Tamás Artner

Personal information
- Date of birth: 25 April 1970 (age 55)
- Place of birth: Szombathely, Hungary

Managerial career
- Years: Team
- 2005–2007: Szombathelyi Haladás
- 2008–2011: Ajka
- 2012–2014: Szombathelyi Haladás
- 2015: Dunaújváros
- 2016: Ajka (director of sports)
- 2017: Kaposvári Rákóczi
- 2017–2018: Zalaegerszeg

= Tamás Artner =

Hungarian manager

Tamás Artner (born 25 April 1970) is a Hungarian football manager.

== Career ==
On 8 July 2005, Artner was appointed as the manager of the Hungarian League club Szombathelyi Haladás.

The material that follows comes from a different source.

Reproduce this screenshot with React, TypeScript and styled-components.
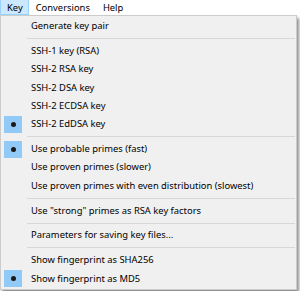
import styled, { createGlobalStyle } from "styled-components";

const GlobalStyle = createGlobalStyle`
    html, body {
        margin: 0;
        padding: 0;
        background: #ffffff;
    }
    body {
        font-family: "Noto Sans", "Open Sans", "Liberation Sans", sans-serif;
        font-size: 9.4px;
        color: #000000;
    }
`;

type Entry = { kind: "item"; label: string; checked?: boolean } | { kind: "sep" };

const entries: Entry[] = [
    { kind: "item", label: "Generate key pair" },
    { kind: "sep" },
    { kind: "item", label: "SSH-1 key (RSA)" },
    { kind: "item", label: "SSH-2 RSA key" },
    { kind: "item", label: "SSH-2 DSA key" },
    { kind: "item", label: "SSH-2 ECDSA key" },
    { kind: "item", label: "SSH-2 EdDSA key", checked: true },
    { kind: "sep" },
    { kind: "item", label: "Use probable primes (fast)", checked: true },
    { kind: "item", label: "Use proven primes (slower)" },
    { kind: "item", label: "Use proven primes with even distribution (slowest)" },
    { kind: "sep" },
    { kind: "item", label: 'Use "strong" primes as RSA key factors' },
    { kind: "sep" },
    { kind: "item", label: "Parameters for saving key files..." },
    { kind: "sep" },
    { kind: "item", label: "Show fingerprint as SHA256" },
    { kind: "item", label: "Show fingerprint as MD5", checked: true },
];

const Window = styled.div`
    width: 300px;
    height: 291px;
    overflow: hidden;
    background: #ffffff;
`;

const MenuBar = styled.div`
    display: flex;
    height: 15px;
    background: #ffffff;
`;

const BarItem = styled.div<{ $open?: boolean }>`
    display: flex;
    align-items: center;
    height: 15px;
    padding: 0 5px 0 6px;
    box-sizing: border-box;
    background: ${({ $open }) => ($open ? "#cce8ff" : "transparent")};
    border: 1px solid ${({ $open }) => ($open ? "#99d1ff" : "transparent")};
    border-top: none;
`;

const Dropdown = styled.div`
    width: 297px;
    box-sizing: border-box;
    background: #f0f0f0;
    border: 1px solid #cccccc;
    padding: 1px 0 1px 1px;
    box-shadow: 2px 3px 3px rgba(0, 0, 0, 0.45);
`;

const Item = styled.div`
    display: flex;
    align-items: center;
    height: 18.33px;
`;

const CheckSlot = styled.div`
    width: 29px;
    height: 100%;
    display: flex;
    align-items: center;
    padding-left: 2px;
    box-sizing: border-box;
`;

const CheckBubble = styled.div`
    width: 18px;
    height: 17px;
    background: #91c9f7;
    display: flex;
    align-items: center;
    justify-content: center;
`;

const Dot = styled.div`
    width: 5px;
    height: 5px;
    border-radius: 50%;
    background: #1a1a1a;
`;

const Label = styled.span`
    white-space: nowrap;
    line-height: 12px;
`;

const Separator = styled.div`
    height: 6.5px;
    display: flex;
    align-items: center;
    padding-left: 25px;
    padding-right: 1px;
`;

const SeparatorLine = styled.div`
    flex: 1;
    height: 1px;
    background: #d7d7d7;
`;

export default function App() {
    return (
        <>
            <GlobalStyle />
            <Window>
                <MenuBar>
                    <BarItem $open>Key</BarItem>
                    <BarItem>Conversions</BarItem>
                    <BarItem>Help</BarItem>
                </MenuBar>
                <Dropdown>
                    {entries.map((e, i) =>
                        e.kind === "sep" ? (
                            <Separator key={i}>
                                <SeparatorLine />
                            </Separator>
                        ) : (
                            <Item key={i}>
                                <CheckSlot>
                                    {e.checked && (
                                        <CheckBubble>
                                            <Dot />
                                        </CheckBubble>
                                    )}
                                </CheckSlot>
                                <Label>{e.label}</Label>
                            </Item>
                        )
                    )}
                </Dropdown>
            </Window>
        </>
    );
}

In December 2011, he was reappointed as manager of Szombathelyi Haladás, initially on a one-and-a-half year contract. He was sacked in October 2014.

He was appointed as manager of Dunaújváros in March 2015. He resigned in December 2015.

On 1 January 2016, he was announced as sporting director of FC Ajka. His contract was terminated in April and the club were relegated at the end of the season.

He worked as sporting director of the Fehér Miklós Football Academy at Győri ETO FC from September 2019 for a year and a half, and later led the academy at Veszprémi Foci Centrum Utánpótlás Sportegyesület. He became academy director at Győri ETO FC in summer 2022.